The prison on the south side of Appleton employs 120, down from a high of nearly 400 people in better days as the number of workers though has dwindled along with the inmate population.
Built for nearly 1700 prisoners, the prison now houses only about 200 in various pods. Each is self contained jail unit, holding about 50 prisoners. As each bus load of inmates is moved out of the prison and returned to their home state, the remaining inmates are moved into a shrinking number of operational pods.
"We've pretty much got everything closed down but one side," Assistant Warden Barb Seidl said recently while walking through nearly empty hallways. "We close one pod or one unit at a time when we have the space to consolidate."
The facility is owned by the nation's largest private prison company, Corrections Corporation of America. State governments from around the country have signed contacts to send Prairie Correctional Facility to house inmates, Warden Tim Wengler said.
But for a variety of reasons, those contracts lately are hard to find.
"The biggest thing is I think we became a victim of the economy," Wengler said.
The downturn reduced state government budgets, which in turn lead to cutbacks in prison spending. Some states choose to release inmates early to reduce prison populations. Others choose to double bunk inmates rather than ship them out of state. Still others choose to keep prisoners home to provide jobs in their own facilities during a tight economy.
The prison also faced competition from one of its biggest customers: the state of Minnesota. The state once had more than 1,000 inmates at Appleton. Wengler said that number dwindled as Minnesota added cells in its prison system.
"The Department of Corrections did their job the right way and we're a victim of that," Wengler said.
Minnesota inmates, the last prisoners in Appleton, will be bused out in the coming weeks. The loss of those inmates is causing concern for the local economy because of the jobs that will be lost -- and the resulting effect on area businesses.
On a cold winter day, Peggy Novotny spread salt on the sidewalk in front of her cafe in Appleton. She has sympathy for the people losing jobs at the prison.
"Everybody's sad," said Novotny. She too will lose income.
"Because it brings business into town, so it's going to be hard on a lot of places," Novotny said. "I know we're going to lose some business over it. And the gas station and the grocery stores. So it's going to be tough times."

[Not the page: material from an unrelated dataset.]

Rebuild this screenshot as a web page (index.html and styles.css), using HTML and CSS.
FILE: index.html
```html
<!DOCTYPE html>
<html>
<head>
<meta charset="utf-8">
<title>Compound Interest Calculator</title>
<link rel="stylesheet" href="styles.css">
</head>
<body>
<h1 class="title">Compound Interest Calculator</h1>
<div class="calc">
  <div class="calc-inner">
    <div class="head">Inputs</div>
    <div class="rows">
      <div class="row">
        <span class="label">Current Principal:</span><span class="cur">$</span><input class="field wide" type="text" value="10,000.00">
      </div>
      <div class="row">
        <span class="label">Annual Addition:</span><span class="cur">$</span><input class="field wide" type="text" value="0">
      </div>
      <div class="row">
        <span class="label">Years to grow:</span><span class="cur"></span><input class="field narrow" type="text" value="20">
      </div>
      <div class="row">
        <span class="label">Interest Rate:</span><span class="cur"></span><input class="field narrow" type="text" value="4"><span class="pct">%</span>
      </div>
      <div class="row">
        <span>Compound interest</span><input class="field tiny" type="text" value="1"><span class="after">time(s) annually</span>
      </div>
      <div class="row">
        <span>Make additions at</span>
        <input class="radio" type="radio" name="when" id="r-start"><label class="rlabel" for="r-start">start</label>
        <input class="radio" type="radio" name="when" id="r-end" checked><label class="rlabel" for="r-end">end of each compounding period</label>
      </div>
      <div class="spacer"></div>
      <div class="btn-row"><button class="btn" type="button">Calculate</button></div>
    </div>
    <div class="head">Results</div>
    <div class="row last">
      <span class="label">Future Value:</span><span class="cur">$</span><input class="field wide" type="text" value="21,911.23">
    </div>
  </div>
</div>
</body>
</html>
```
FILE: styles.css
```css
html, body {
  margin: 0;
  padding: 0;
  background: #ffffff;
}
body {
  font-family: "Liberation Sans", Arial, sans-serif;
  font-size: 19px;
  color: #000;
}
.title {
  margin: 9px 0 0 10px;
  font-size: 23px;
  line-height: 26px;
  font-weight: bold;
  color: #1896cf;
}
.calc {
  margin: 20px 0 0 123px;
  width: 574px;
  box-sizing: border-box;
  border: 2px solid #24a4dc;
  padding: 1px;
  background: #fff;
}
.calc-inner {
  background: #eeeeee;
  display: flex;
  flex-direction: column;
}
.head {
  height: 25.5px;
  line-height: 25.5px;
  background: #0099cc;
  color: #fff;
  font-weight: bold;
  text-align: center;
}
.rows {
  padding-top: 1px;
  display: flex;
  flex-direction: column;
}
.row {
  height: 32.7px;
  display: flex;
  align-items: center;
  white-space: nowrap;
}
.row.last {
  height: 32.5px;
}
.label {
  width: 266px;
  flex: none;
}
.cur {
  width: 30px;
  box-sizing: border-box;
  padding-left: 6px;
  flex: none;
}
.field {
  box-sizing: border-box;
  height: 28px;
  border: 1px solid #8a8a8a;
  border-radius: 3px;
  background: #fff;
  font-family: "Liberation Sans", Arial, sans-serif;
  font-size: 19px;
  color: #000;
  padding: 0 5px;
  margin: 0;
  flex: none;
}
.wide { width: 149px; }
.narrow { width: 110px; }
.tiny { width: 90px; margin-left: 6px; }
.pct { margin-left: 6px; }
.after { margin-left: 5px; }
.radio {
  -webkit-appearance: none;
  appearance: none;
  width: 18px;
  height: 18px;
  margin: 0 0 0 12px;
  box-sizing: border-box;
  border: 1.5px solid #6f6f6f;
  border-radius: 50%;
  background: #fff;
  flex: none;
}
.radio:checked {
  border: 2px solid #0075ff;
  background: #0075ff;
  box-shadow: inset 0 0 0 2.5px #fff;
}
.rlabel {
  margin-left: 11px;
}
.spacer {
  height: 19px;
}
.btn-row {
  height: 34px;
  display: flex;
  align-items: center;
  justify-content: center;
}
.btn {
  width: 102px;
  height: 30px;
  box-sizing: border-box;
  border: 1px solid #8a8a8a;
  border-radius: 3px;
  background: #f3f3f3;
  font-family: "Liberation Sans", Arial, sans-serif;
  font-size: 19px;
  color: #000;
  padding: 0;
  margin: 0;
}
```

Beyond the loss of business, the prison shutdown will also put a crimp in the city's revenues, Appleton Mayor Ron Ronning said.

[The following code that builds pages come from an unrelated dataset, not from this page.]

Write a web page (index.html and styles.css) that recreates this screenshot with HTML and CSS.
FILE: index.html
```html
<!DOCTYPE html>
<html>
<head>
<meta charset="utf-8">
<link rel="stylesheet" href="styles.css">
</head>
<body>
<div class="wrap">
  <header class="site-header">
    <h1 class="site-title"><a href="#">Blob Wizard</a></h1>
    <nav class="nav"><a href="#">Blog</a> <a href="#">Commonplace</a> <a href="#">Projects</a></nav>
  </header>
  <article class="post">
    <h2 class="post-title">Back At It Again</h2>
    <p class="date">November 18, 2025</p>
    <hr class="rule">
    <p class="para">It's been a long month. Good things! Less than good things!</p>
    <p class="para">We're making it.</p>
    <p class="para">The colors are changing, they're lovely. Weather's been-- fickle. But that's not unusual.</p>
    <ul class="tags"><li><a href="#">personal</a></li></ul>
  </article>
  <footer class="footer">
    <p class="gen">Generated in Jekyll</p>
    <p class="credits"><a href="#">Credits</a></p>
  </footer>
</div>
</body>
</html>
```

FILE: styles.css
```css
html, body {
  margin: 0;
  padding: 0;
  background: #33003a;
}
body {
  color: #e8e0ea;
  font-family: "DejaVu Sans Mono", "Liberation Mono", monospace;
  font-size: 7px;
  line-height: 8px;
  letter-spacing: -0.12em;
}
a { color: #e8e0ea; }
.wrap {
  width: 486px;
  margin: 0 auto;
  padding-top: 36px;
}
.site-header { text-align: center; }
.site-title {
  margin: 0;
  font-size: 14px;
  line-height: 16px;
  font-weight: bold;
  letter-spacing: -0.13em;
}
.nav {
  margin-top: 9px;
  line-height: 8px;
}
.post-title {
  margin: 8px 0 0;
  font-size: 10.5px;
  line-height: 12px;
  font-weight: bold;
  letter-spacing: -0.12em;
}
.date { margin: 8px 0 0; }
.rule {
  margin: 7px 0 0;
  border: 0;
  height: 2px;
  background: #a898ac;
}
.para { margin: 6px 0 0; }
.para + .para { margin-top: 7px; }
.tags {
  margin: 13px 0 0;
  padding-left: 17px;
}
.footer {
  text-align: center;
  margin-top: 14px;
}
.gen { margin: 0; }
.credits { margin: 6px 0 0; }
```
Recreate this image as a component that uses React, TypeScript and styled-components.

"The $1.1 million that this facility brings forth to this community each year, makes up approximately 60 percent of our budget in the city of Appleton," Ronning said of the total taxes and fees the prison pays.
Ronning expects the county to reduce the prison's assessed value when it closes, which would mean less property tax revenue for the city. As a result, the city could lose as much as $200,000 in property taxes alone when the prison closes, he said.
The only thing certain is the prison will close. No one knows when it will reopen, and Ronning said that's not only hard for the city but laid off workers as well. He should know. He's one of them.
"I work in the medical department here at the facility," Ronning said. "Been here for the past over 15 years."
Like many employees, Ronning plans to wait out the shutdown and try to get his old job back when the prison re-opens.
Wengler said another CCA prison in Ohio closed for a year and a half in a situation similar to the Appleton's. He expects the shutdown in Appleton to be shorter as once new inmates are found, they can be moved to prison fairly quickly.
"We're gearing up, to be re-opened in 30 days," Wengler said.
If it can find new prisoners to get through the next few years, things look pretty good for the Appleton prison.
Minnesota corrections officials say they'll likely begin sending inmates to Prairie Correctional Facility again in about two years. In 10 years or so the state may need all of the Appleton cells.